Но в ноябре 1990 года этого еще никто не знал. Люди, много повидавшие в своей жизни, знающие о кровавых преступлениях столько, сколько остальным — не приведи Господь знать, эти мастера следствия и сыска не могли понять, кто перед ними.

Они тщетно пытались поймать его взгляд. Рассматривали вещи, разложенные на столе: метр крепкой тесьмы, остро заточенный, без зазубрин на лезвии складной нож с игривой розовой рукояткой, любимые газеты, зеркальце, должно быть, для бритья в походных условиях. Все это было распихано по карманам арестованного — почти тот же набор, который был при нем шесть лет назад, в восемьдесят четвертом году, когда его профессионально выследили и взяли Заносовский с Ахматхановым.
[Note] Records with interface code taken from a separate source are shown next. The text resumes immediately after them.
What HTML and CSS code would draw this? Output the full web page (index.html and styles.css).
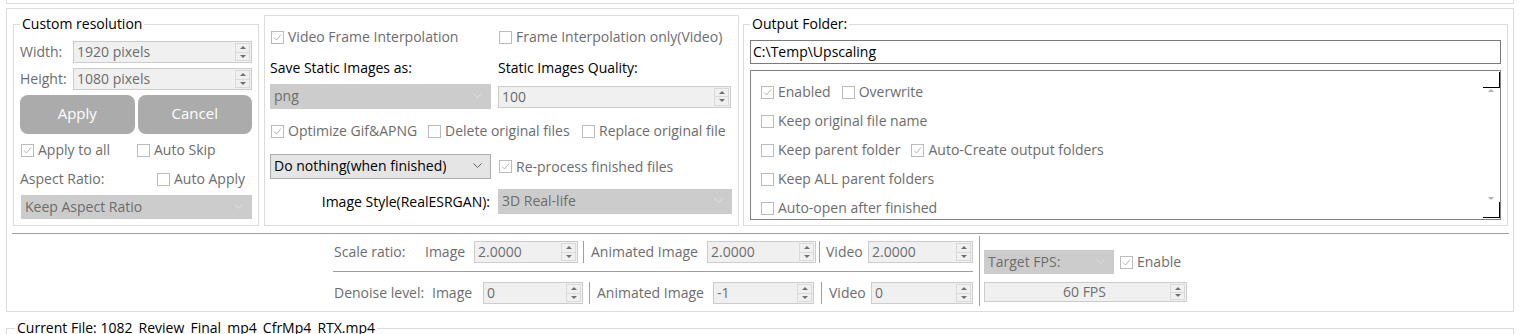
FILE: index.html
```
<!DOCTYPE html>
<html>
	<head>
		<meta charset="UTF-8">
		<title>Upscaling settings</title>
		<link rel="stylesheet" href="styles.css">
	</head>
	<body>
		<div class="topstrip"></div>
		<div class="panel">
			<div class="groups">
				<fieldset class="grp grp-res">
					<legend>Custom resolution</legend>
					<div class="field-row">
						<span class="lbl lbl-res">Width:</span>
						<div class="spin spin-res"><span class="spin-val">1920 pixels</span><span class="spin-btns"><i class="up"></i><i class="dn"></i></span></div>
					</div>
					<div class="field-row field-row2">
						<span class="lbl lbl-res">Height:</span>
						<div class="spin spin-res"><span class="spin-val">1080 pixels</span><span class="spin-btns"><i class="up"></i><i class="dn"></i></span></div>
					</div>
					<div class="btn-row">
						<a href="javascript:;" class="btn">Apply</a>
						<a href="javascript:;" class="btn">Cancel</a>
					</div>
					<div class="cb-row cb-row-apply">
						<label class="chk"><span class="box checked"></span>Apply to all</label>
						<label class="chk"><span class="box"></span>Auto Skip</label>
					</div>
					<div class="cb-row cb-row-aspect">
						<span class="lbl">Aspect Ratio:</span>
						<label class="chk"><span class="box"></span>Auto Apply</label>
					</div>
					<div class="combo combo-off combo-aspect">Keep Aspect Ratio</div>
				</fieldset>

				<fieldset class="grp grp-opts">
					<div class="opt-grid opt-r1">
						<label class="chk"><span class="box checked"></span>Video Frame Interpolation</label>
						<label class="chk"><span class="box"></span>Frame Interpolation only(Video)</label>
					</div>
					<div class="opt-grid opt-r2">
						<span class="lbl on">Save Static Images as:</span>
						<span class="lbl on">Static Images Quality:</span>
					</div>
					<div class="opt-grid opt-r3">
						<div class="combo combo-off combo-col1">png</div>
						<div class="spin spin-quality"><span class="spin-val">100</span><span class="spin-btns"><i class="up"></i><i class="dn"></i></span></div>
					</div>
					<div class="opt-files">
						<label class="chk chk-gif"><span class="box checked"></span>Optimize Gif&amp;APNG</label>
						<label class="chk chk-del"><span class="box"></span>Delete original files</label>
						<label class="chk"><span class="box"></span>Replace original file</label>
					</div>
					<div class="opt-grid opt-r5">
						<div class="combo combo-on combo-col1">Do nothing(when finished)</div>
						<label class="chk"><span class="box checked"></span>Re-process finished files</label>
					</div>
					<div class="opt-grid opt-r6">
						<span class="lbl on lbl-style">Image Style(RealESRGAN):</span>
						<div class="combo combo-off combo-style">3D Real-life</div>
					</div>
				</fieldset>

				<fieldset class="grp grp-out">
					<legend>Output Folder:</legend>
					<div class="textbox">C:\Temp\Upscaling</div>
					<div class="listbox">
						<div class="list-items">
							<div class="list-row">
								<label class="chk"><span class="box checked"></span>Enabled</label>
								<label class="chk"><span class="box"></span>Overwrite</label>
							</div>
							<div class="list-row">
								<label class="chk"><span class="box"></span>Keep original file name</label>
							</div>
							<div class="list-row">
								<label class="chk"><span class="box"></span>Keep parent folder</label>
								<label class="chk"><span class="box checked"></span>Auto-Create output folders</label>
							</div>
							<div class="list-row">
								<label class="chk"><span class="box"></span>Keep ALL parent folders</label>
							</div>
							<div class="list-row">
								<label class="chk"><span class="box"></span>Auto-open after finished</label>
							</div>
						</div>
						<div class="scrollbar">
							<span class="sb-btn"><i class="up"></i></span>
							<span class="sb-btn"><i class="dn"></i></span>
						</div>
					</div>
				</fieldset>
			</div>

			<div class="lower">
				<div class="ratios">
					<div class="ratio-row row-scale">
						<span class="lbl">Scale ratio:</span>
						<span class="lbl">Image</span>
						<div class="spin"><span class="spin-val">2.0000</span><span class="spin-btns"><i class="up"></i><i class="dn"></i></span></div>
						<span class="sep sep-a"></span>
						<span class="lbl">Animated Image</span>
						<div class="spin"><span class="spin-val">2.0000</span><span class="spin-btns"><i class="up"></i><i class="dn"></i></span></div>
						<span class="sep sep-b"></span>
						<span class="lbl">Video</span>
						<div class="spin"><span class="spin-val">2.0000</span><span class="spin-btns"><i class="up"></i><i class="dn"></i></span></div>
					</div>
					<div class="ratio-line"></div>
					<div class="ratio-row row-denoise">
						<span class="lbl">Denoise level:</span>
						<span class="lbl">Image</span>
						<div class="spin"><span class="spin-val">0</span><span class="spin-btns"><i class="up"></i><i class="dn"></i></span></div>
						<span class="sep sep-c"></span>
						<span class="lbl">Animated Image</span>
						<div class="spin"><span class="spin-val">-1</span><span class="spin-btns"><i class="up"></i><i class="dn"></i></span></div>
						<span class="sep sep-d"></span>
						<span class="lbl">Video</span>
						<div class="spin"><span class="spin-val">0</span><span class="spin-btns"><i class="up"></i><i class="dn"></i></span></div>
					</div>
				</div>
				<div class="vsep"></div>
				<div class="fps">
					<div class="fps-top">
						<div class="combo combo-off combo-fps">Target FPS:</div>
						<label class="chk"><span class="box checked"></span>Enable</label>
					</div>
					<div class="spin spin-fps"><span class="spin-val">60 FPS</span><span class="spin-btns"><i class="up"></i><i class="dn"></i></span></div>
				</div>
			</div>
		</div>

		<fieldset class="grp grp-current">
			<legend>Current File: 1082_Review_Final_mp4_CfrMp4_RTX.mp4</legend>
		</fieldset>
	</body>
</html>
```
FILE: styles.css
```
*{
    margin: 0;
    padding: 0;
    box-sizing: border-box;
}
body{
    width: 1520px;
    height: 334px;
    overflow: hidden;
    background: #fff;
    font-family: "Open Sans", "Noto Sans", sans-serif;
    font-size: 14px;
    line-height: 18px;
    color: #6d6d6d;
}
.topstrip{
    margin-left: 6px;
    width: 1508px;
    height: 4px;
    border: 1px solid #dcdcdc;
    border-top: none;
}
.panel{
    margin: 4px 0 0 6px;
    width: 1508px;
    height: 304px;
    border: 1px solid #dcdcdc;
    padding: 6px 5px 0 6px;
}
.groups{
    display: flex;
    height: 211px;
}
.grp{
    min-width: 0;
    border: 1px solid #dcdcdc;
}
.grp legend{
    padding: 0 2px;
    color: #000;
    line-height: 18px;
}
.grp-res{
    width: 246px;
    padding: 8px 6px 0 6px;
}
.grp-opts{
    width: 475px;
    margin-left: 5px;
    padding: 12px 6px 0 5px;
}
.grp-out{
    width: 765px;
    margin-left: 4px;
    padding: 7px 6px 0 6px;
}
.lbl{
    white-space: nowrap;
}
.lbl.on{
    color: #000;
}

/* checkbox */
.chk{
    display: flex;
    align-items: center;
    height: 18px;
    white-space: nowrap;
}
.box{
    flex: none;
    width: 13px;
    height: 13px;
    margin: 0 4px 0 1px;
    border: 1px solid #bcbcbc;
    background: #fff;
}
.box.checked{
    background: #fff url("data:image/svg+xml,%3Csvg xmlns='http://www.w3.org/2000/svg' width='11' height='11'%3E%3Cpolyline points='2,5.5 4.5,8 9,2.5' fill='none' stroke='%23b4b4b4' stroke-width='1'/%3E%3C/svg%3E") no-repeat center;
}

/* spin box */
.spin{
    display: flex;
    height: 22px;
    border: 1px solid #cccccc;
    background: #f0f0f0;
}
.spin-val{
    flex: 1;
    padding-left: 3px;
    line-height: 20px;
    white-space: nowrap;
    overflow: hidden;
}
.spin-btns{
    display: flex;
    flex-direction: column;
    width: 15px;
    margin: 1px 1px 1px 0;
}
.spin-btns i{
    flex: 1;
    display: flex;
    align-items: center;
    justify-content: center;
    border: 1px solid #dadada;
}
.spin-btns i + i{
    border-top: none;
}
.up::before,
.dn::before{
    content: "";
    border-left: 3px solid transparent;
    border-right: 3px solid transparent;
}
.up::before{
    border-bottom: 3px solid #707070;
}
.dn::before{
    border-top: 3px solid #707070;
}

/* combo box */
.combo{
    position: relative;
    height: 24px;
    padding-left: 3px;
    line-height: 22px;
    border: 1px solid #cccccc;
    white-space: nowrap;
}
.combo::after{
    content: "";
    position: absolute;
    right: 8px;
    top: 8px;
    width: 9px;
    height: 5px;
    background: url("data:image/svg+xml,%3Csvg xmlns='http://www.w3.org/2000/svg' width='9' height='5'%3E%3Cpolyline points='0.5,0.5 4.5,4.5 8.5,0.5' fill='none' stroke='%23e0e0e0' stroke-width='1'/%3E%3C/svg%3E") no-repeat;
}
.combo-off{
    background: #cccccc;
}
.combo-on{
    background: #e5e5e5;
    border-color: #adadad;
    color: #000;
}
.combo-on::after{
    background: url("data:image/svg+xml,%3Csvg xmlns='http://www.w3.org/2000/svg' width='9' height='5'%3E%3Cpolyline points='0.5,0.5 4.5,4.5 8.5,0.5' fill='none' stroke='%23606060' stroke-width='1'/%3E%3C/svg%3E") no-repeat;
}

/* custom resolution */
.field-row{
    display: flex;
    align-items: center;
    height: 22px;
}
.field-row2{
    margin-top: 5px;
}
.lbl-res{
    width: 53px;
}
.spin-res{
    flex: 1;
}
.btn-row{
    display: flex;
    gap: 3px;
    margin-top: 5px;
}
.btn{
    flex: 1;
    height: 39px;
    line-height: 37px;
    text-align: center;
    border-radius: 8px;
    background: #ababab;
    color: #fff;
    font-size: 15px;
    text-decoration: none;
}
.cb-row{
    display: grid;
    align-items: center;
    height: 18px;
}
.cb-row-apply{
    grid-template-columns: 116px auto;
    margin-top: 7px;
}
.cb-row-aspect{
    grid-template-columns: 136px auto;
    margin-top: 11px;
}
.combo-aspect{
    margin: 7px 0 0 1px;
}

/* options */
.opt-grid{
    display: grid;
    grid-template-columns: 228px 234px;
    align-items: center;
}
.opt-r1{
    height: 18px;
}
.opt-r2{
    height: 18px;
    margin-top: 13px;
}
.opt-r3{
    height: 25px;
    margin-top: 7px;
}
.combo-col1{
    width: 221px;
    height: 25px;
}
.spin-quality{
    width: 233px;
}
.opt-files{
    display: flex;
    height: 18px;
    margin-top: 13px;
}
.chk-gif{
    width: 157px;
}
.chk-del{
    width: 154px;
}
.opt-r5{
    height: 25px;
    margin-top: 14px;
}
.opt-r6{
    height: 25px;
    margin-top: 10px;
}
.lbl-style{
    text-align: right;
    padding-right: 8px;
}
.combo-style{
    height: 25px;
}

/* output folder */
.textbox{
    height: 24px;
    padding-left: 2px;
    line-height: 22px;
    border: 1px solid #7a7a7a;
    background: #fff;
    color: #000;
}
.listbox{
    display: flex;
    height: 150px;
    margin-top: 6px;
    border: 1px solid #828282;
    background: #fff;
}
.list-items{
    flex: 1;
    display: flex;
    flex-direction: column;
    gap: 11px;
    padding: 12px 0 0 9px;
    overflow: hidden;
}
.list-row{
    display: flex;
    gap: 10px;
}
.scrollbar{
    display: flex;
    flex-direction: column;
    justify-content: space-between;
    width: 17px;
    padding: 1px 0;
}
.sb-btn{
    display: flex;
    align-items: center;
    justify-content: center;
    height: 16px;
    border-right: 1px solid #000;
    border-bottom: 1px solid #000;
}
.sb-btn .up::before{
    border-bottom-color: #b0b0b0;
}
.sb-btn .dn::before{
    border-top-color: #b0b0b0;
}

/* lower section */
.lower{
    display: flex;
    margin: 7px -1px 0 -1px;
    padding-left: 322px;
    border-top: 1px solid #a0a0a0;
}
.ratios{
    width: 639px;
    padding-top: 7px;
}
.ratio-row{
    display: grid;
    align-items: center;
}
.row-scale{
    height: 22px;
    grid-template-columns: 91px 49px 104px 13px 116px 109px 10px 42px 105px;
}
.row-denoise{
    height: 21px;
    margin-top: 10px;
    grid-template-columns: 98px 51px 100px 14px 116px 101px 15px 42px 102px;
}
.row-scale .spin,
.row-denoise .spin{
    height: 100%;
}
.sep{
    width: 1px;
    height: 22px;
    background: #a0a0a0;
}
.sep-a{
    margin-left: 5px;
}
.sep-b{
    margin-left: 3px;
}
.sep-c{
    margin-left: 6px;
}
.sep-d{
    margin-left: 7px;
}
.ratio-line{
    margin: 8px 0 0 -1px;
    border-top: 1px solid #a0a0a0;
}
.vsep{
    width: 1px;
    height: 70px;
    margin: 2px 4px 0 6px;
    background: #a0a0a0;
}
.fps{
    padding-top: 16px;
}
.fps-top{
    display: flex;
    align-items: center;
    gap: 5px;
}
.combo-fps{
    width: 130px;
}
.spin-fps{
    width: 203px;
    height: 20px;
    margin-top: 8px;
}
.spin-fps .spin-val{
    text-align: center;
    line-height: 18px;
    padding-left: 14px;
}

.grp-current{
    margin: 7px 0 0 6px;
    width: 1508px;
    height: 15px;
    padding-left: 8px;
}
```
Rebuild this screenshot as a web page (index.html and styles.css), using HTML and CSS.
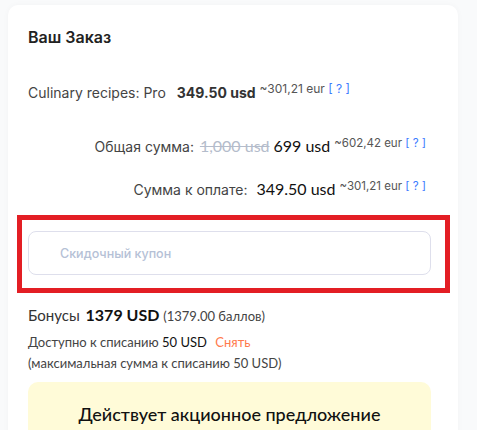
FILE: index.html
```html
<!DOCTYPE html>
<html>
<head>
  <link rel="stylesheet" href="styles.css">
</head>
<body>

  <div class="order-card">
    <h3 class="order-title">Ваш Заказ</h3>

    <div class="order-line">
      <span class="product-name">Culinary recipes: Pro</span>
      <span class="product-price">349.50 usd</span>
      <sup class="eur">~301,21 eur <a href="#" class="help">[ ? ]</a></sup>
    </div>

    <div class="total-line total-sum">
      <span class="total-label">Общая сумма:</span>
      <span class="old-price">1,000 usd</span>
      <span class="new-price">699 usd</span>
      <sup class="eur">~602,42 eur <a href="#" class="help">[ ? ]</a></sup>
    </div>

    <div class="total-line to-pay">
      <span class="total-label">Сумма к оплате:</span>
      <span class="new-price">349.50 usd</span>
      <sup class="eur">~301,21 eur <a href="#" class="help">[ ? ]</a></sup>
    </div>

    <div class="coupon-box">
      <input type="text" class="coupon-input" placeholder="Скидочный купон">
    </div>

    <div class="bonus-line">
      Бонусы <strong>1379 USD</strong> <span class="bonus-points">(1379.00 баллов)</span>
    </div>
    <div class="bonus-small">
      Доступно к списанию <strong>50 USD</strong> <a href="#" class="remove-link">Снять</a>
    </div>
    <div class="bonus-small bonus-max">
      (максимальная сумма к списанию 50 USD)
    </div>

    <div class="promo-box">
      Действует акционное предложение
    </div>
  </div>

</body>
</html>
```

FILE: styles.css
```css
body {
  margin: 0;
  background-color: #f9fafb;
  font-family: Inter, "Noto Sans", sans-serif;
  overflow: hidden;
}
.order-card {
  margin: 5px 0 0 8px;
  width: 403px;
  height: 600px;
  padding: 20px 27px 0 20px;
  background-color: #fff;
  border-radius: 10px;
  box-shadow: 0 0 6px rgba(0, 0, 0, 0.03);
}
.order-title {
  margin: 0;
  font-size: 16px;
  line-height: 24px;
  font-weight: 600;
  color: #222;
}
.order-line {
  margin-top: 32px;
  line-height: 24px;
  font-size: 14px;
  color: #444;
}
.product-price {
  margin-left: 7px;
  font-size: 14px;
  font-weight: 700;
  color: #333;
}
.eur {
  font-size: 12px;
  color: #555;
  vertical-align: 5px;
  line-height: 0;
}
.help {
  color: #3d7cff;
  text-decoration: none;
}
.total-line {
  text-align: right;
  padding-right: 5px;
  line-height: 24px;
  font-size: 14px;
  color: #444;
}
.total-line .eur {
  font-size: 11.5px;
}
.total-line .total-label {
  margin-right: 2px;
}
.total-sum {
  margin-top: 29px;
}
.to-pay {
  margin-top: 18px;
}
.to-pay .total-label {
  margin-right: 5px;
}
.old-price {
  font-family: Lato, sans-serif;
  font-size: 16px;
  color: #b4bccb;
  text-decoration: line-through;
}
.new-price {
  font-family: Lato, sans-serif;
  font-size: 16px;
  color: #111;
}
.coupon-box {
  margin: 13px -19px 0 -11px;
  padding: 11px 14px 13px 6px;
  border: 5px solid #e31e24;
}
.coupon-input {
  display: block;
  box-sizing: border-box;
  width: 100%;
  height: 44px;
  padding: 0 0 0 31px;
  border: 1px solid #dedfec;
  border-radius: 8px;
  font-family: Inter, sans-serif;
  font-size: 12.5px;
  font-weight: 500;
  outline: none;
}
.coupon-input::placeholder {
  color: #b5c1d6;
}
.bonus-line {
  margin-top: 11px;
  font-family: Lato, sans-serif;
  font-size: 15px;
  line-height: 22px;
  color: #333;
}
.bonus-line strong {
  margin-left: 2px;
  font-size: 16px;
  color: #111;
}
.bonus-points {
  font-size: 13px;
  color: #444;
}
.bonus-small {
  margin-top: 5px;
  font-family: Lato, sans-serif;
  font-size: 13px;
  line-height: 20px;
  color: #444;
}
.bonus-small strong {
  font-weight: 400;
  color: #111;
  margin-right: 5px;
}
.bonus-max {
  margin-top: 1px;
}
.remove-link {
  color: #ff7a4d;
  text-decoration: none;
}
.promo-box {
  margin-top: 9px;
  padding: 19px 0 30px;
  background-color: #fffbd8;
  border-radius: 10px;
  text-align: center;
  font-family: Lato, sans-serif;
  font-size: 18px;
  line-height: 26px;
  font-weight: 500;
  color: #111;
}
```
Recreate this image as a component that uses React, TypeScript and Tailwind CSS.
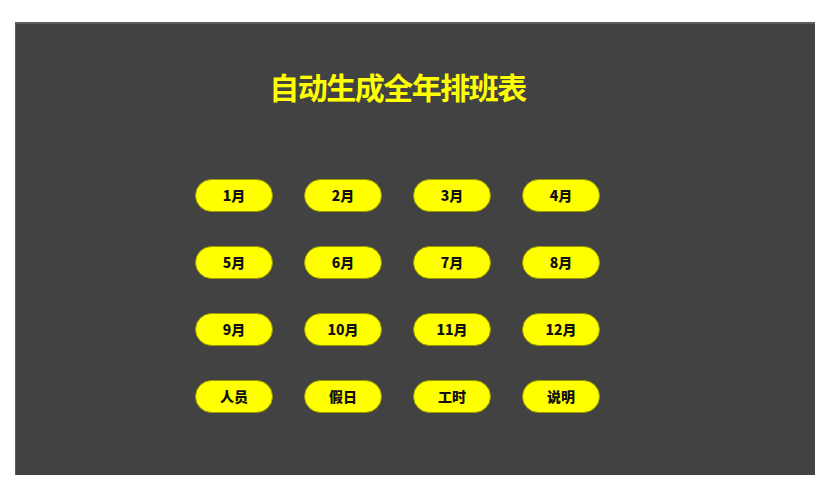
const items = [
  '1月', '2月', '3月', '4月',
  '5月', '6月', '7月', '8月',
  '9月', '10月', '11月', '12月',
  '人员', '假日', '工时', '说明',
]

export default function App() {
  return (
    <div
      className="min-h-[497px] w-full bg-white pt-[22px] pl-[15px]"
      style={{ fontFamily: '"Noto Sans CJK SC", "Noto Sans", sans-serif' }}
    >
      <div className="flex h-[453px] w-[800px] flex-col border-t-2 border-l border-[#5e5e5e] bg-[#424242]">
        <div className="mt-[44px] flex justify-center pr-[36px]">
          <h1 className="text-[30px] font-bold leading-[36px] tracking-[-1.5px] text-[#ffff00]">
            自动生成全年排班表
          </h1>
        </div>
        <div className="mt-[75px] ml-[179px] grid w-fit grid-cols-4 gap-x-[31px] gap-y-[34px]">
          {items.map((label) => (
            <button
              key={label}
              className="flex h-[33px] w-[78px] items-center justify-center rounded-full border border-[#9a9a00] bg-[#ffff00] text-[14px] font-black text-[#111]"
            >
              {label}
            </button>
          ))}
        </div>
      </div>
    </div>
  )
}
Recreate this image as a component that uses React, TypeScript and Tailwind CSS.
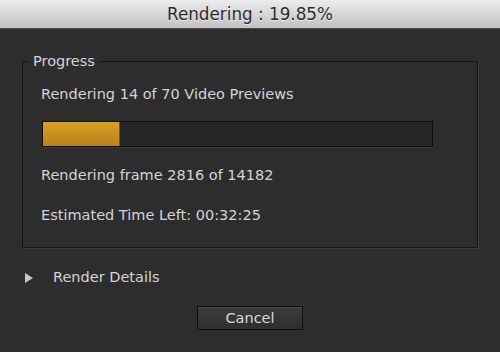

Тогда он шастал по вокзалам и электричкам в надежде найти добычу. Сейчас он всего-то и сделал, что вышел из дому за пивом. Зачем нож, зачем тесьма?

Значит, он не терял надежды на поживу. Готов был ублажать свою плоть ценой чужих мучений всякий раз, когда выходил за дверь.

Из материалов дела неясно только, куда девалась банка с пивом. На столе с предметами, изъятыми у арестованного, ее, кажется, не было. И когда ему наручники надевали — кто банку перехватывал?

Остальное сомнений не вызывает.

Взяв первые показания, сфотографировав анфас и в профиль, гражданина Чикатило отправили в следственный изолятор КГБ. Почему? Потому что нет места надежнее. А зачем надежное место? Чтобы не сбежал?

Никуда бы ни делся арестованный Чикатило, и сидя в обыкновенном изоляторе временного содержания.

Смешно подумать, что такой способен на дерзкий побег: пилка в хлебе, веревочная лестница, подкуп стражи… Романтическая белиберда. Достаточно одного взгляда, чтобы понять — это не граф Монте-Кристо. Тем не менее его заточили в кагэбэшный замок Иф, который, как знает в Ростове всяк и каждый, расположен на улице Энгельса, теперь Большой Садовой.

Причину объяснил Яндиев. Она оказалась сродни той, по которой они с Костоевым решили брать Чикатило, не откладывая в долгий ящик: некоторым людям предстоящее следствие, а потом и суд могут стать поперек горла. Им желательно иметь настоящего убийцу не живым, а мертвым. Не ровен час найдут его повесившимся в камере. Так бывает — совесть не выдержала, мальчики кровавые в глазах… Или повешенным — тогда можно объяснить местью родственников, гневом сокамерников. Как бы то ни было, его поместили в следственный изолятор госбезопасности. Теперь надо было отметить тех, кто способствовал его поимке.

Первым по справедливости вспомнили сержанта Рыбакова и выдали ему неплохую по ценам девяностого года премию — восемь тысяч рублей. У милиции, конечно, таких денег на премии нет, их предоставил фонд «Ребенок в беде», учрежденный лихой газетой «Московский комсомолец». Узнав об этом, забеспокоилось начальство бдительного сержанта: не жирно ли? Игорю посоветовали сдать половину премии в какой-то фонд, в какой — он не помнит. Но Рыбаков был тверд: нет, не жирно, особенно когда живешь на сержантское жалованье с женой и малолетним ребенком в девятиметровой комнатенке в общаге. Настоял и получил сполна причитающееся ему и только ему. Молодец, сержант!